BEGIN Rows

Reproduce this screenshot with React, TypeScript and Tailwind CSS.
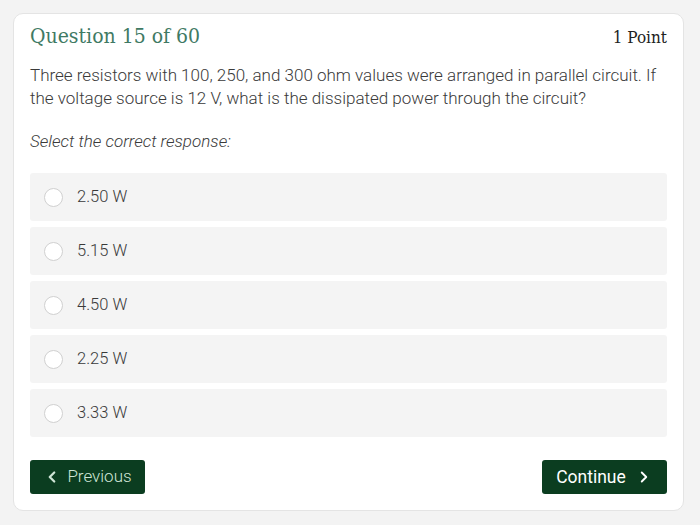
import { ChevronLeft, ChevronRight } from "lucide-react";

const options = ["2.50 W", "5.15 W", "4.50 W", "2.25 W", "3.33 W"];

export default function App() {
  return (
    <div className="h-[525px] w-[700px] bg-[#f3f3f3] p-[13px] font-['Roboto',sans-serif]">
      <div className="flex h-[498px] w-[671px] flex-col rounded-[10px] border border-[#e4e4e4] bg-white px-[16px] pt-[7px]">
        {/* Header */}
        <div className="flex items-baseline justify-between">
          <h1 className="font-['DejaVu_Serif_Condensed','DejaVu_Serif',serif] text-[21px] text-[#3f7a64]">
            Question 15 of 60
          </h1>
          <span className="font-['DejaVu_Serif_Condensed','DejaVu_Serif',serif] text-[17px] text-[#222]">
            1 Point
          </span>
        </div>

        <p className="mt-[11px] text-[17px] font-light leading-[23px] text-[#3a3a3a]">
          Three resistors with 100, 250, and 300 ohm values were arranged in parallel circuit. If
          the voltage source is 12 V, what is the dissipated power through the circuit?
        </p>

        <p className="mt-[19px] text-[17px] font-light italic text-[#3a3a3a]">
          Select the correct response:
        </p>

        {/* Options */}
        <div className="mt-[19px] flex flex-col gap-[6px]">
          {options.map((o) => (
            <label
              key={o}
              className="flex h-[48px] items-center rounded-[3px] bg-[#f4f4f4] pl-[14px]"
            >
              <span className="h-[19px] w-[19px] rounded-full border border-[#d0d0d0] bg-white" />
              <span className="ml-[14px] text-[16.5px] font-light text-[#3a3a3a]">{o}</span>
            </label>
          ))}
        </div>

        {/* Nav */}
        <div className="mt-[23px] flex justify-between">
          <button className="flex h-[34px] w-[115px] items-center justify-center gap-[6px] rounded-[3px] bg-[#0b3d20] text-[17px] font-light text-[#cfe5d6]">
            <ChevronLeft className="h-[18px] w-[18px]" strokeWidth={3} />
            Previous
          </button>
          <button className="flex h-[34px] w-[125px] items-center justify-center gap-[9px] rounded-[3px] bg-[#0b3d20] text-[17.5px] font-normal text-white">
            Continue
            <ChevronRight className="h-[18px] w-[18px]" strokeWidth={2.5} />
          </button>
        </div>
      </div>
    </div>
  );
}
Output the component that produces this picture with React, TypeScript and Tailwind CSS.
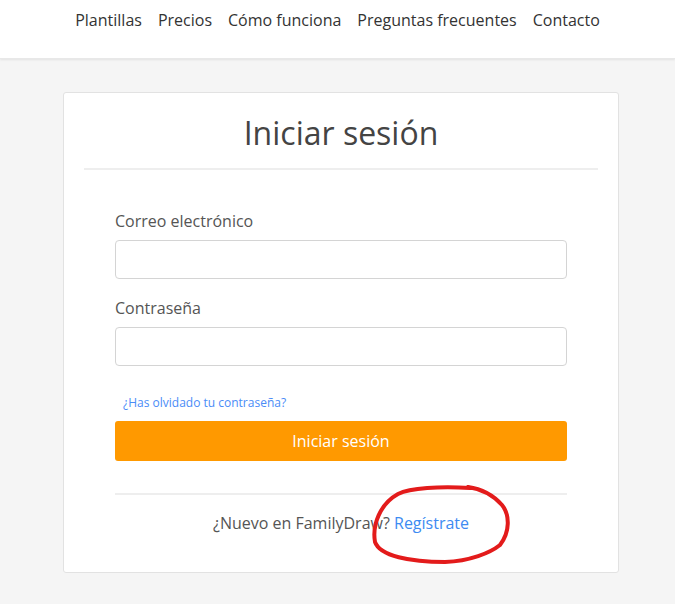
export default function App() {
    const navItems = ["Plantillas", "Precios", "Cómo funciona", "Preguntas frecuentes", "Contacto"];

    return (
        <div className="relative min-h-[604px] bg-[#f5f5f5] font-['Open_Sans',sans-serif]">

            {/* top nav */}
            <header className="h-[59px] bg-white shadow-[0_1px_2px_rgba(0,0,0,0.08)] border-b border-[#e8e8e8]">
                <nav className="flex justify-center gap-[16px] pt-[8px] text-[16px] text-[#333]">
                    {navItems.map((item) => (
                        <span key={item}>{item}</span>
                    ))}
                </nav>
            </header>

            {/* login card */}
            <div className="ml-[63px] mt-[33px] w-[556px] rounded-[3px] border border-[#e2e2e2] bg-white">

                <div className="px-[20px]">
                    <h1 className="pt-[18px] pb-[14px] text-center text-[32px] leading-[43px] text-[#444]">
                        Iniciar sesión
                    </h1>
                    <div className="h-[2px] bg-[#eeeeee]" />
                </div>

                <form className="px-[51px] pt-[40px]">

                    <label className="block text-[16px] leading-[22px] text-[#555]">
                        Correo electrónico
                    </label>
                    <input
                        type="email"
                        className="mt-[8px] block h-[39px] w-full rounded-[4px] border border-[#d4d4d4] bg-white"
                    />

                    <label className="mt-[18px] block text-[16px] leading-[22px] text-[#555]">
                        Contraseña
                    </label>
                    <input
                        type="password"
                        className="mt-[8px] block h-[39px] w-full rounded-[4px] border border-[#d4d4d4] bg-white"
                    />

                    <a className="mt-[28px] ml-[8px] block text-[12px] leading-[17px] text-[#4a8cf7]">
                        ¿Has olvidado tu contraseña?
                    </a>

                    <button
                        type="button"
                        className="mt-[10px] block h-[40px] w-full rounded-[3px] bg-[#ff9900] text-[16px] text-white"
                    >
                        Iniciar sesión
                    </button>

                    <div className="mt-[32px] h-[2px] bg-[#eeeeee]" />

                    <p className="pt-[17px] pb-[38px] text-center text-[16px] leading-[22px] text-[#555]">
                        ¿Nuevo en FamilyDraw? <a className="text-[#3d8bf2]">Regístrate</a>
                    </p>
                </form>
            </div>

            {/* red hand-drawn annotation */}
            <svg className="pointer-events-none absolute left-0 top-0" width="675" height="604">
                <path
                    d="M470 488 C440 486 410 488 398 494 C380 504 372 525 375 542 C380 556 410 562 445 562 C470 561 490 553 500 545 C510 532 510 515 502 505 C494 496 482 489 468 487"
                    fill="none"
                    stroke="#e31b1b"
                    strokeWidth="4"
                    strokeLinecap="round"
                />
            </svg>
        </div>
    );
}
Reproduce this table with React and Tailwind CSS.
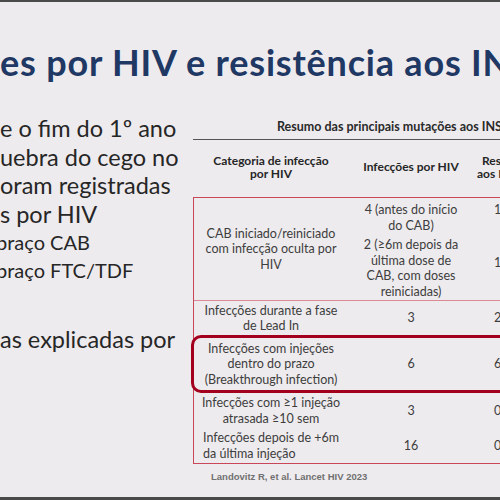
import React from 'react';

const lineCls = 'whitespace-nowrap';

const App = () => {
    return (
        <div className="w-[500px] h-[500px] overflow-hidden bg-[#eeebee] flex flex-col border-t-2 border-b-[3px] border-[#4a4a4a] font-['Lato',sans-serif]">
            {/* title */}
            <div className="h-[110px] shrink-0 pt-[40px]">
                <h1 className="text-[36px] leading-[40px] font-bold tracking-[0.8px] text-[#1f3864] whitespace-nowrap">
                    es por HIV e resistência aos INSTIs
                </h1>
            </div>

            <div className="flex flex-1 min-h-0">
                {/* left bullets */}
                <div className="w-[193px] shrink-0 pt-[2px] text-[#262626] overflow-hidden">
                    <div className="text-[23.5px] leading-[28.5px]">
                        <p className={lineCls}>e o fim do 1º ano</p>
                        <p className={lineCls}>uebra do cego no</p>
                        <p className={lineCls}>oram registradas</p>
                        <p className={lineCls}>s por HIV</p>
                    </div>
                    <div className="text-[20px] leading-[28px] -ml-[4px]">
                        <p className={lineCls}>braço CAB</p>
                        <p className={lineCls}>braço FTC/TDF</p>
                    </div>
                    <p className="mt-[41px] text-[23.5px] leading-[28.5px] whitespace-nowrap">as explicadas por</p>
                </div>

                {/* table */}
                <div className="w-[340px] shrink-0 pt-[7px] text-[12.5px] leading-[15.5px] text-[#3d3d3d]">
                    <p className="h-[16px] leading-[16px] mb-[4px] pl-[84px] text-[12.5px] font-bold text-[#2a2a2a] whitespace-nowrap">
                        Resumo das principais mutações aos INSTIs
                    </p>
                    <div className="h-px bg-[#555]" />

                    <div className="grid grid-cols-[154px_126px_60px] h-[57px] items-center pl-px pb-[3px] font-bold text-[#262626] text-[12px] leading-[13.5px]">
                        <div className="text-center">Categoria de infecção<br />por HIV</div>
                        <div className="text-center whitespace-nowrap">Infecções por HIV</div>
                        <div className="whitespace-nowrap">
                            <p className="pl-[8px]">Resistência</p>
                            <p className="pl-[3px]">aos INSTIs</p>
                        </div>
                    </div>

                    <div className="border-t border-b border-l border-[#c8485a]">
                        <div className="grid grid-cols-[154px_126px_60px] h-[103px] border-b border-[#d98a95]">
                            <div className="flex items-center justify-center text-center whitespace-nowrap">
                                <div>CAB iniciado/reiniciado<br />com infecção oculta por<br />HIV</div>
                            </div>
                            <div className="pt-[4px] text-center whitespace-nowrap">
                                <div className="h-[31px]">4 (antes do início<br />do CAB)</div>
                                <div className="mt-[4px]">2 (≥6m depois da<br />última dose de<br />CAB, com doses<br />reiniciadas)</div>
                            </div>
                            <div className="pt-[4px] pl-[20px]">
                                <div className="h-[31px]">1</div>
                                <div className="mt-[4px] pt-[18px]">1</div>
                            </div>
                        </div>

                        <div className="grid grid-cols-[154px_126px_60px] h-[34px] items-center">
                            <div className="text-center whitespace-nowrap">Infecções durante a fase<br />de Lead In</div>
                            <div className="text-center">3</div>
                            <div className="pl-[20px]">2</div>
                        </div>

                        <div className="grid grid-cols-[154px_126px_60px] h-[58px] items-center -ml-[3px] w-[calc(100%+3px)] border-[3px] border-[#a3001e] rounded-[10px]">
                            <div className="text-center whitespace-nowrap">Infecções com injeções<br />dentro do prazo<br />(Breakthrough infection)</div>
                            <div className="text-center">6</div>
                            <div className="pl-[20px]">6</div>
                        </div>

                        <div className="grid grid-cols-[154px_126px_60px] h-[35px] items-center">
                            <div className="text-center whitespace-nowrap">Infecções com ≥1 injeção<br />atrasada ≥10 sem</div>
                            <div className="text-center">3</div>
                            <div className="pl-[20px]">0</div>
                        </div>

                        <div className="grid grid-cols-[154px_126px_60px] h-[35px] items-center">
                            <div className="pl-[9px] whitespace-nowrap">Infecções depois de +6m<br />da última injeção</div>
                            <div className="text-center">16</div>
                            <div className="pl-[20px]">0</div>
                        </div>
                    </div>

                    <p className="mt-[6px] pl-[18px] text-[9.5px] leading-[14px] font-bold text-[#707070] font-['Liberation_Sans',sans-serif] whitespace-nowrap">
                        Landovitz R, et al. Lancet HIV 2023
                    </p>
                </div>
            </div>
        </div>
    );
};

export default App;
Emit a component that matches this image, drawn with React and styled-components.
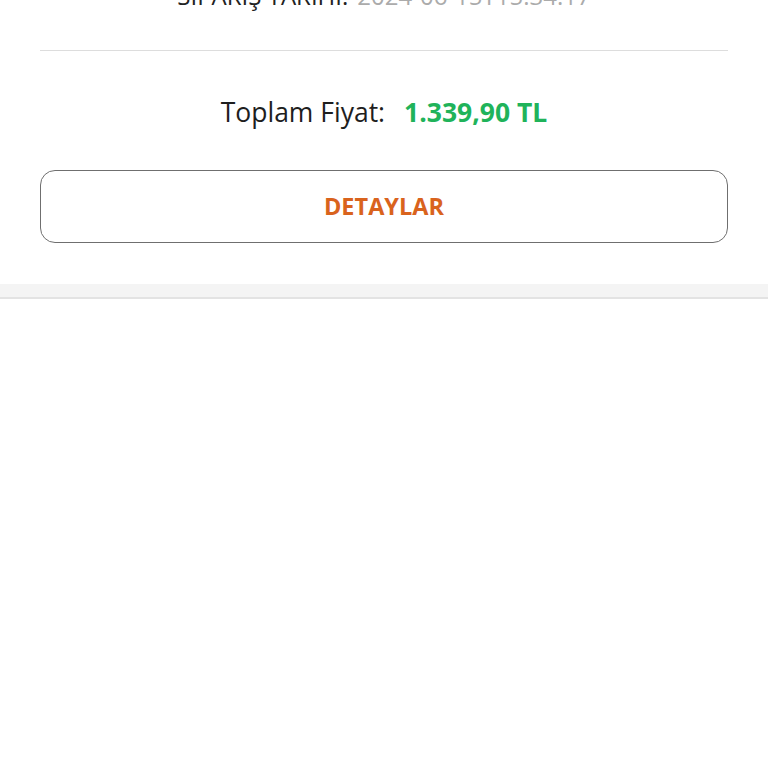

END Rows

• Task description
In the listing above, find the line with "Reproduce this table" and the line with "const lineCls = 'whitespace-nowrap';". Set down both and every line between them, minus the pictures.

• Written answer
Reproduce this table with React and Tailwind CSS.
import React from 'react';

const lineCls = 'whitespace-nowrap';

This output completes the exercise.